That's great input/insight, I think I agree with with most of what you're saying. What I really got from this book is that I was not managing my goals correctly. As a programmer when I'm given a problem the first thing I do is break it down into small, easily achievable pieces that then build up into the final solution.
I wasn't doing this with my goals and a byproduct of that was that I wasn't able to measure to progress of my final goals.
It's really more about how you manage your goals, not what they might be, but even with something as broad as happiness I think this is still possible. If you set "being happier" as your final goal, you can start to set daily, monthly, yearly... goals that fold into happiness. Happiness may not be strictly measurably, but if you know that working out 3 times a week makes you happier you can set that as a weekly goal. You then can set monthly and yearly goals around what working out steadily will improve (lifting more weight, running further and faster) and those things will usually be easily measurable.
There's edge cases for sure, as with most things. I will say it works better in a work environment where most progress can be easily measured (Even though it often isn't), but I think a good goal system is something that can be beneficial for any goal you may set.
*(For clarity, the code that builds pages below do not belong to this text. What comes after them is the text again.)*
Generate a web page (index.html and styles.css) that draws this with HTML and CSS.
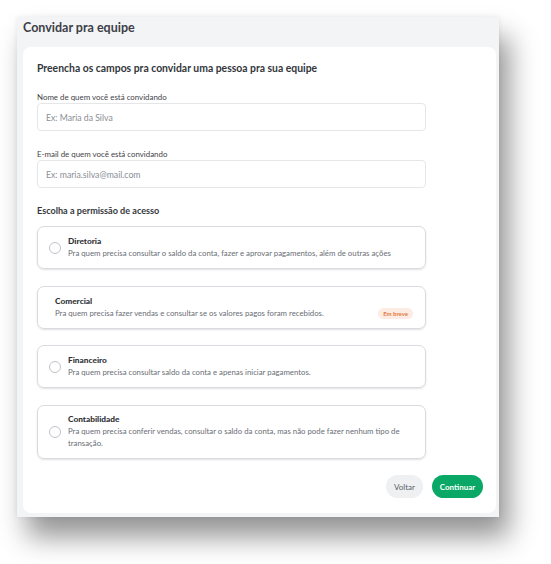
FILE: index.html
```html
<!DOCTYPE html>
<html lang="pt-BR">
<head>
<meta charset="utf-8">
<link rel="stylesheet" href="styles.css">
</head>
<body>
<div class="panel">
  <h1 class="page-title">Convidar pra equipe</h1>
  <div class="card">
    <h2 class="card-title">Preencha os campos pra convidar uma pessoa pra sua equipe</h2>
    <div class="field">
      <label class="label">Nome de quem você está convidando</label>
      <div class="input">Ex: Maria da Silva</div>
    </div>
    <div class="field">
      <label class="label">E-mail de quem você está convidando</label>
      <div class="input">Ex: maria.silva@mail.com</div>
    </div>
    <div class="section-title">Escolha a permissão de acesso</div>
    <div class="options">
      <div class="option">
        <span class="radio"></span>
        <div class="opt-text">
          <div class="opt-title">Diretoria</div>
          <div class="opt-desc">Pra quem precisa consultar o saldo da conta, fazer e aprovar pagamentos, além de outras ações</div>
        </div>
      </div>
      <div class="option disabled">
        <div class="opt-text">
          <div class="opt-title">Comercial</div>
          <div class="opt-desc">Pra quem precisa fazer vendas e consultar se os valores pagos foram recebidos.</div>
        </div>
        <span class="badge">Em breve</span>
      </div>
      <div class="option">
        <span class="radio"></span>
        <div class="opt-text">
          <div class="opt-title">Financeiro</div>
          <div class="opt-desc">Pra quem precisa consultar saldo da conta e apenas iniciar pagamentos.</div>
        </div>
      </div>
      <div class="option tall">
        <span class="radio"></span>
        <div class="opt-text">
          <div class="opt-title">Contabilidade</div>
          <div class="opt-desc">Pra quem precisa conferir vendas, consultar o saldo da conta, mas não pode fazer nenhum tipo de transação.</div>
        </div>
      </div>
    </div>
    <div class="actions">
      <button class="btn btn-back">Voltar</button>
      <button class="btn btn-next">Continuar</button>
    </div>
  </div>
</div>
</body>
</html>
```
FILE: styles.css
```css
* { box-sizing: border-box; }
html, body { margin: 0; padding: 0; background: #ffffff; }
body {
  font-family: Lato, "Open Sans", sans-serif;
  color: #3a3d42;
  padding: 17px 0 0 17px;
  min-height: 100vh;
}
.panel {
  width: 482px;
  height: 500px;
  background: #f3f4f6;
  box-shadow: 10px 20px 26px rgba(0,0,0,0.42), 0 0 5px rgba(0,0,0,0.07);
  padding: 0 3px 0 6px;
  display: flex;
  flex-direction: column;
}
.page-title {
  margin: 0;
  font-size: 12.5px;
  font-weight: 700;
  color: #3c4047;
  height: 30px;
  line-height: 22px;
}
.card {
  background: #fff;
  border-radius: 8px;
  height: 466px;
  padding: 13px 70px 0 14px;
  display: flex;
  flex-direction: column;
}
.card-title {
  margin: 0;
  font-size: 10.4px;
  font-weight: 700;
  color: #33363b;
  line-height: 16px;
}
.field { margin-top: 16px; }
.field + .field { margin-top: 18px; }
.label {
  display: block;
  font-size: 7.9px;
  color: #3f4348;
  line-height: 10px;
  margin-bottom: 1px;
}
.input {
  height: 28px;
  border: 1px solid #e4e6ea;
  border-radius: 4px;
  font-size: 8.7px;
  color: #8a8e94;
  padding: 0 8px;
  display: flex;
  align-items: center;
}
.section-title {
  margin-top: 17px;
  font-size: 9.1px;
  font-weight: 700;
  color: #34373c;
  line-height: 12px;
}
.options {
  margin-top: 9px;
  display: flex;
  flex-direction: column;
  gap: 16.5px;
}
.option {
  height: 43px;
  border: 1px solid #d9dbe0;
  border-radius: 7px;
  box-shadow: 0 1px 2px rgba(0,0,0,0.12);
  display: flex;
  align-items: center;
  padding: 0 12px 0 11px;
  gap: 7px;
}
.option.tall { height: 54px; }
.option.disabled { padding-left: 17px; }
.radio {
  flex: none;
  width: 12px;
  height: 12px;
  border: 1px solid #bfc2c7;
  border-radius: 50%;
  margin-top: 1px;
}
.opt-text { flex: 1; }
.opt-title {
  font-size: 8.3px;
  font-weight: 900;
  color: #2f3237;
  line-height: 11px;
}
.opt-desc {
  font-size: 7.8px;
  color: #6a6e75;
  line-height: 12px;
}
.badge {
  flex: none;
  background: #fdece3;
  color: #e27a3f;
  font-size: 6px;
  font-weight: 700;
  padding: 2px 5px;
  border-radius: 7px;
  margin-top: 12px;
}
.actions {
  margin-top: auto;
  margin-bottom: 15px;
  margin-right: -57px;
  display: flex;
  justify-content: flex-end;
  gap: 9px;
}
.btn {
  border: none;
  height: 23px;
  border-radius: 12px;
  font-family: Lato, sans-serif;
  font-size: 8px;
  padding: 0;
}
.btn-back { background: #eef0f2; color: #5a5e64; width: 37px; }
.btn-next { background: #0aa866; color: #fff; font-weight: 700; width: 51px; }
```
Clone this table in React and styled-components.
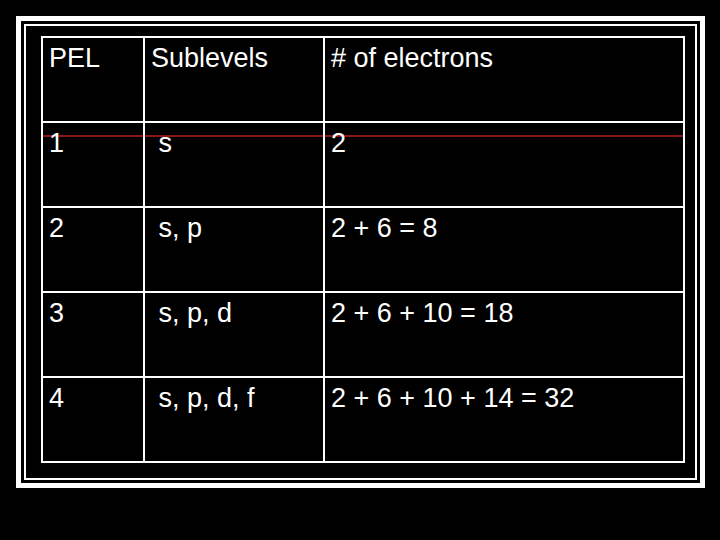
import styled, { createGlobalStyle } from "styled-components";

const GlobalStyle = createGlobalStyle`
  * { box-sizing: border-box; }
  html, body { margin: 0; padding: 0; background: #000; }
`;

const Page = styled.div`
  min-height: 540px;
  padding: 16px;
  background: #000;
  font-family: "Liberation Sans", Arial, sans-serif;
`;

const Frame = styled.div`
  width: 689px;
  border: 5px solid #fff;
  padding: 3px;
`;

const InnerFrame = styled.div`
  border: 2px solid #fff;
  padding: 10px 10px 15px 15px;
`;

const Grid = styled.div`
  display: grid;
  grid-template-columns: 100px 178px 358px;
  grid-auto-rows: 83px;
  gap: 2px;
  width: fit-content;
  border: 2px solid #fff;
  background: #fff;
`;

const Cell = styled.div`
  padding: 5px 6px 0;
  color: #fff;
  font-size: 27px;
  line-height: 31px;
  white-space: pre;
  background: ${({ $marked }) =>
    $marked
      ? "linear-gradient(to bottom, #000 12px, #8a1616 12px, #8a1616 14px, #000 14px)"
      : "#000"};
`;

const HEADERS = ["PEL", "Sublevels", "# of electrons"];

const ROWS = [
  ["1", " s", "2"],
  ["2", " s, p", "2 + 6 = 8"],
  ["3", " s, p, d", "2 + 6 + 10 = 18"],
  ["4", " s, p, d, f", "2 + 6 + 10 + 14 = 32"],
];

export default function App() {
  return (
    <Page>
      <GlobalStyle />
      <Frame>
        <InnerFrame>
          <Grid role="table">
            {HEADERS.map((h) => (
              <Cell role="columnheader" key={h}>{h}</Cell>
            ))}
            {ROWS.map((row, i) =>
              row.map((value, j) => (
                <Cell role="cell" key={i + "-" + j} $marked={i === 0}>
                  {value}
                </Cell>
              ))
            )}
          </Grid>
        </InnerFrame>
      </Frame>
    </Page>
  );
}
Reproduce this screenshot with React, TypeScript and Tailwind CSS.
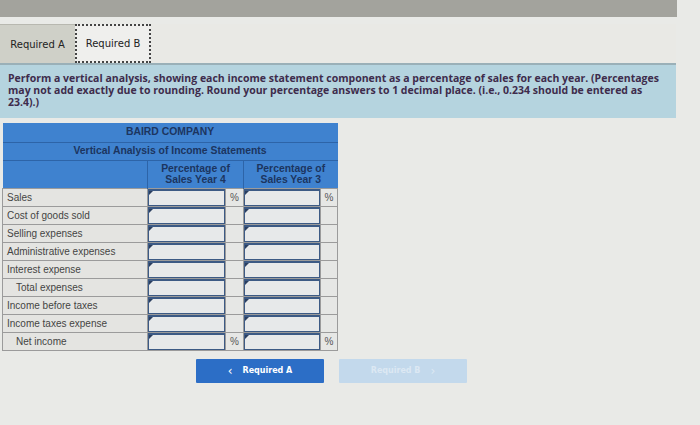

However I do agree with #3 & #4, if your final goals are not in the right direction any adjustments to the daily, weekly, monthly goals will not improve that and may have a negative overall effect, but I think that resolves to a much larger issue than your goal management system.
Here is what I have figured out regarding this topic.
1) most times what really matters to you is impossible to measure. When you drill down to core motivation/drives.
E.g how does one measure “happiness”, relationship quality, friendship, quality of life, learning etc.
2) Due to 1. we measure a proxy for the outcome we seek.
3) if we get this proxy wrong, and we optimise/improve it we have no effect on the outcome. Maybe we even have the opposite effect.
4) We often import/take-on other peoples definitions/proxy metrics for the outcome. Not our own.
Think it was Russel Ackoff who said “rather do the right things wrong then the wrong things right”
In other words. Start with what you actually value/want and make sure the metric will get you there.